◆ To be done ◆
Copy the data that follows exactly. Include no pictures.

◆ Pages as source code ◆
----------------------------------------

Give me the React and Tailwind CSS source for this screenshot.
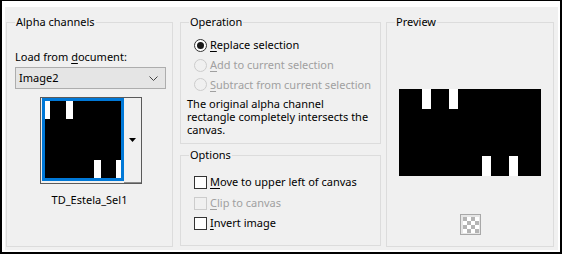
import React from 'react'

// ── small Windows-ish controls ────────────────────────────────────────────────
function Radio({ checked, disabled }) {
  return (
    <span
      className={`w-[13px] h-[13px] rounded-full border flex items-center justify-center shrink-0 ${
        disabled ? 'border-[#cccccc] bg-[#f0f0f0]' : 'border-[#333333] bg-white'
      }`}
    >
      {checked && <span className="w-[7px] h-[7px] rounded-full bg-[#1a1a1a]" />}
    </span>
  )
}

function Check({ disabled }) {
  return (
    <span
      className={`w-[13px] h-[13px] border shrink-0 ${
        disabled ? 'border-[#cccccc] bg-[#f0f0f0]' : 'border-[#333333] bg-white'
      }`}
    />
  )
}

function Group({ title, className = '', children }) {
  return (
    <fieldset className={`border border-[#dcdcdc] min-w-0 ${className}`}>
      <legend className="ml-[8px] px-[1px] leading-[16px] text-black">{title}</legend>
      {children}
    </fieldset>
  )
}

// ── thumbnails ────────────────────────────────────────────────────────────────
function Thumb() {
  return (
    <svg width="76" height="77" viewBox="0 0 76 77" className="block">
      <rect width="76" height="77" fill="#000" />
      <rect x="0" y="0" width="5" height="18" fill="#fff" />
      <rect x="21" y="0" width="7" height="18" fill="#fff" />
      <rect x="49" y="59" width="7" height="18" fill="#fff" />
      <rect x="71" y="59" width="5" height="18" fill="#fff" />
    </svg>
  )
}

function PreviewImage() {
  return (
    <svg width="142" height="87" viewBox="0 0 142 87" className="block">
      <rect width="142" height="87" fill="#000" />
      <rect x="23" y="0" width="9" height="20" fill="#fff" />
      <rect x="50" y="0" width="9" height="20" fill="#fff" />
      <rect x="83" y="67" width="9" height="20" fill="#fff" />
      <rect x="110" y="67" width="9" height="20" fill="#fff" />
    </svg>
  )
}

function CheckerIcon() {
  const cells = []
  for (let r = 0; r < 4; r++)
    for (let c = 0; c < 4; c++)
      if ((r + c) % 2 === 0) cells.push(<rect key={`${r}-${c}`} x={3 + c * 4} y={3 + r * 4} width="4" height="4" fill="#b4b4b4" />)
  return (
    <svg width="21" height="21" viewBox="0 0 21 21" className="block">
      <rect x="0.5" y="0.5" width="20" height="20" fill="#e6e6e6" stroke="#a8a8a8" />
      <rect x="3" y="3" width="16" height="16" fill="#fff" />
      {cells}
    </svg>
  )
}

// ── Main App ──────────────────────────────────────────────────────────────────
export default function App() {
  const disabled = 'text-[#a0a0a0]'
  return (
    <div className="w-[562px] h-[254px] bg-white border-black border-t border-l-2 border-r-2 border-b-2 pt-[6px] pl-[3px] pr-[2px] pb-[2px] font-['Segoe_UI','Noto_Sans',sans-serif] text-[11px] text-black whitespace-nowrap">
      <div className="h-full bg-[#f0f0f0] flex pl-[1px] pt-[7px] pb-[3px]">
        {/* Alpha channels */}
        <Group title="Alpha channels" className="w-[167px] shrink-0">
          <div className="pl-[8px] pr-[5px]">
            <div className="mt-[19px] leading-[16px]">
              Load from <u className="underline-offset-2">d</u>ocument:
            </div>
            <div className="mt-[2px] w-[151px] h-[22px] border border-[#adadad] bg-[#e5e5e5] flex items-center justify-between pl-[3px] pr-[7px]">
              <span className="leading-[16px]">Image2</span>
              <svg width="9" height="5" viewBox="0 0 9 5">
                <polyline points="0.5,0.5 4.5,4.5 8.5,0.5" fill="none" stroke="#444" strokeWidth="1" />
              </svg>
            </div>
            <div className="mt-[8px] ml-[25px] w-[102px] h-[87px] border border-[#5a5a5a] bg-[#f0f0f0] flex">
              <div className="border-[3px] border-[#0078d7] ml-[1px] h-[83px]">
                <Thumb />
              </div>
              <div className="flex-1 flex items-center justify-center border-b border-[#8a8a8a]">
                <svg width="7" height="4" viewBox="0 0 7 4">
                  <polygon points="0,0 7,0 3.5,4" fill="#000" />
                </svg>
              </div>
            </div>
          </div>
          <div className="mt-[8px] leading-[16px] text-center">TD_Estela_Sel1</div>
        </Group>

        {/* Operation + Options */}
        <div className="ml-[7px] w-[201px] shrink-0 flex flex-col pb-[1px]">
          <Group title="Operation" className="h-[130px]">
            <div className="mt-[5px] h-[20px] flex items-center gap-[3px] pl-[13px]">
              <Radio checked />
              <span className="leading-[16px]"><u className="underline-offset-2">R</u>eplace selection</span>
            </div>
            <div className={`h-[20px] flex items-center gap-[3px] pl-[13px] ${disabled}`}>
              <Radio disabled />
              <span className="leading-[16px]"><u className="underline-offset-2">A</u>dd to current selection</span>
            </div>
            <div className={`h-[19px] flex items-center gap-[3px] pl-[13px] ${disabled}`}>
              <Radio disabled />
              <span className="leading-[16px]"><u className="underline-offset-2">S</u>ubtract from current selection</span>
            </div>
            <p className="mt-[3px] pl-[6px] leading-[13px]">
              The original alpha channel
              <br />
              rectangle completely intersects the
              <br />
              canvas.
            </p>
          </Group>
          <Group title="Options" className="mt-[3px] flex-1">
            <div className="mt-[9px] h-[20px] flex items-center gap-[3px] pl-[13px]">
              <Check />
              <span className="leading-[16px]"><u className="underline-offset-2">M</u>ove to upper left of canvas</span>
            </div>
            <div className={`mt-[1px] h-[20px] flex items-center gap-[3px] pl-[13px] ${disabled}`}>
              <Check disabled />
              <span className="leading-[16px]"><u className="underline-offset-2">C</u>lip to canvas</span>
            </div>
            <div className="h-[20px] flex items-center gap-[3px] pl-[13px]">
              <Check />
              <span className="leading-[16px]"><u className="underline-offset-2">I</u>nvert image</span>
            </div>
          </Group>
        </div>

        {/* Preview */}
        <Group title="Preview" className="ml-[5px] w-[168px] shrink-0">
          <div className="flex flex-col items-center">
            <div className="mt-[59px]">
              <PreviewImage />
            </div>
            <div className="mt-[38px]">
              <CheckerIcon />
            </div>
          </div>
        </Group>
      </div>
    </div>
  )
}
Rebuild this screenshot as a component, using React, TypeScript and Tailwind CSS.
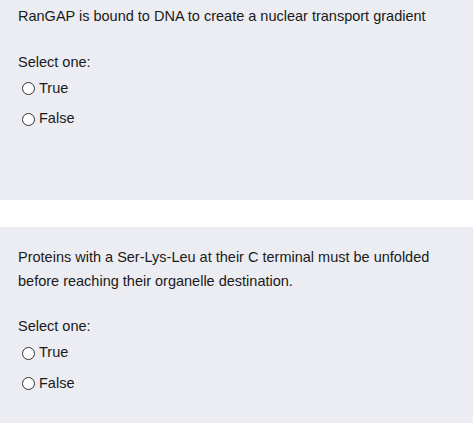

----------------------------------------

◆ The result ◆
Give me the React and Tailwind CSS source for this screenshot.
import React from 'react'

// ── small Windows-ish controls ────────────────────────────────────────────────
function Radio({ checked, disabled }) {
  return (
    <span
      className={`w-[13px] h-[13px] rounded-full border flex items-center justify-center shrink-0 ${
        disabled ? 'border-[#cccccc] bg-[#f0f0f0]' : 'border-[#333333] bg-white'
      }`}
    >
      {checked && <span className="w-[7px] h-[7px] rounded-full bg-[#1a1a1a]" />}
    </span>
  )
}

function Check({ disabled }) {
  return (
    <span
      className={`w-[13px] h-[13px] border shrink-0 ${
        disabled ? 'border-[#cccccc] bg-[#f0f0f0]' : 'border-[#333333] bg-white'
      }`}
    />
  )
}

function Group({ title, className = '', children }) {
  return (
    <fieldset className={`border border-[#dcdcdc] min-w-0 ${className}`}>
      <legend className="ml-[8px] px-[1px] leading-[16px] text-black">{title}</legend>
      {children}
    </fieldset>
  )
}

// ── thumbnails ────────────────────────────────────────────────────────────────
function Thumb() {
  return (
    <svg width="76" height="77" viewBox="0 0 76 77" className="block">
      <rect width="76" height="77" fill="#000" />
      <rect x="0" y="0" width="5" height="18" fill="#fff" />
      <rect x="21" y="0" width="7" height="18" fill="#fff" />
      <rect x="49" y="59" width="7" height="18" fill="#fff" />
      <rect x="71" y="59" width="5" height="18" fill="#fff" />
    </svg>
  )
}

function PreviewImage() {
  return (
    <svg width="142" height="87" viewBox="0 0 142 87" className="block">
      <rect width="142" height="87" fill="#000" />
      <rect x="23" y="0" width="9" height="20" fill="#fff" />
      <rect x="50" y="0" width="9" height="20" fill="#fff" />
      <rect x="83" y="67" width="9" height="20" fill="#fff" />
      <rect x="110" y="67" width="9" height="20" fill="#fff" />
    </svg>
  )
}

function CheckerIcon() {
  const cells = []
  for (let r = 0; r < 4; r++)
    for (let c = 0; c < 4; c++)
      if ((r + c) % 2 === 0) cells.push(<rect key={`${r}-${c}`} x={3 + c * 4} y={3 + r * 4} width="4" height="4" fill="#b4b4b4" />)
  return (
    <svg width="21" height="21" viewBox="0 0 21 21" className="block">
      <rect x="0.5" y="0.5" width="20" height="20" fill="#e6e6e6" stroke="#a8a8a8" />
      <rect x="3" y="3" width="16" height="16" fill="#fff" />
      {cells}
    </svg>
  )
}

// ── Main App ──────────────────────────────────────────────────────────────────
export default function App() {
  const disabled = 'text-[#a0a0a0]'
  return (
    <div className="w-[562px] h-[254px] bg-white border-black border-t border-l-2 border-r-2 border-b-2 pt-[6px] pl-[3px] pr-[2px] pb-[2px] font-['Segoe_UI','Noto_Sans',sans-serif] text-[11px] text-black whitespace-nowrap">
      <div className="h-full bg-[#f0f0f0] flex pl-[1px] pt-[7px] pb-[3px]">
        {/* Alpha channels */}
        <Group title="Alpha channels" className="w-[167px] shrink-0">
          <div className="pl-[8px] pr-[5px]">
            <div className="mt-[19px] leading-[16px]">
              Load from <u className="underline-offset-2">d</u>ocument:
            </div>
            <div className="mt-[2px] w-[151px] h-[22px] border border-[#adadad] bg-[#e5e5e5] flex items-center justify-between pl-[3px] pr-[7px]">
              <span className="leading-[16px]">Image2</span>
              <svg width="9" height="5" viewBox="0 0 9 5">
                <polyline points="0.5,0.5 4.5,4.5 8.5,0.5" fill="none" stroke="#444" strokeWidth="1" />
              </svg>
            </div>
            <div className="mt-[8px] ml-[25px] w-[102px] h-[87px] border border-[#5a5a5a] bg-[#f0f0f0] flex">
              <div className="border-[3px] border-[#0078d7] ml-[1px] h-[83px]">
                <Thumb />
              </div>
              <div className="flex-1 flex items-center justify-center border-b border-[#8a8a8a]">
                <svg width="7" height="4" viewBox="0 0 7 4">
                  <polygon points="0,0 7,0 3.5,4" fill="#000" />
                </svg>
              </div>
            </div>
          </div>
          <div className="mt-[8px] leading-[16px] text-center">TD_Estela_Sel1</div>
        </Group>

        {/* Operation + Options */}
        <div className="ml-[7px] w-[201px] shrink-0 flex flex-col pb-[1px]">
          <Group title="Operation" className="h-[130px]">
            <div className="mt-[5px] h-[20px] flex items-center gap-[3px] pl-[13px]">
              <Radio checked />
              <span className="leading-[16px]"><u className="underline-offset-2">R</u>eplace selection</span>
            </div>
            <div className={`h-[20px] flex items-center gap-[3px] pl-[13px] ${disabled}`}>
              <Radio disabled />
              <span className="leading-[16px]"><u className="underline-offset-2">A</u>dd to current selection</span>
            </div>
            <div className={`h-[19px] flex items-center gap-[3px] pl-[13px] ${disabled}`}>
              <Radio disabled />
              <span className="leading-[16px]"><u className="underline-offset-2">S</u>ubtract from current selection</span>
            </div>
            <p className="mt-[3px] pl-[6px] leading-[13px]">
              The original alpha channel
              <br />
              rectangle completely intersects the
              <br />
              canvas.
            </p>
          </Group>
          <Group title="Options" className="mt-[3px] flex-1">
            <div className="mt-[9px] h-[20px] flex items-center gap-[3px] pl-[13px]">
              <Check />
              <span className="leading-[16px]"><u className="underline-offset-2">M</u>ove to upper left of canvas</span>
            </div>
            <div className={`mt-[1px] h-[20px] flex items-center gap-[3px] pl-[13px] ${disabled}`}>
              <Check disabled />
              <span className="leading-[16px]"><u className="underline-offset-2">C</u>lip to canvas</span>
            </div>
            <div className="h-[20px] flex items-center gap-[3px] pl-[13px]">
              <Check />
              <span className="leading-[16px]"><u className="underline-offset-2">I</u>nvert image</span>
            </div>
          </Group>
        </div>

        {/* Preview */}
        <Group title="Preview" className="ml-[5px] w-[168px] shrink-0">
          <div className="flex flex-col items-center">
            <div className="mt-[59px]">
              <PreviewImage />
            </div>
            <div className="mt-[38px]">
              <CheckerIcon />
            </div>
          </div>
        </Group>
      </div>
    </div>
  )
}
Rebuild this screenshot as a component, using React, TypeScript and Tailwind CSS.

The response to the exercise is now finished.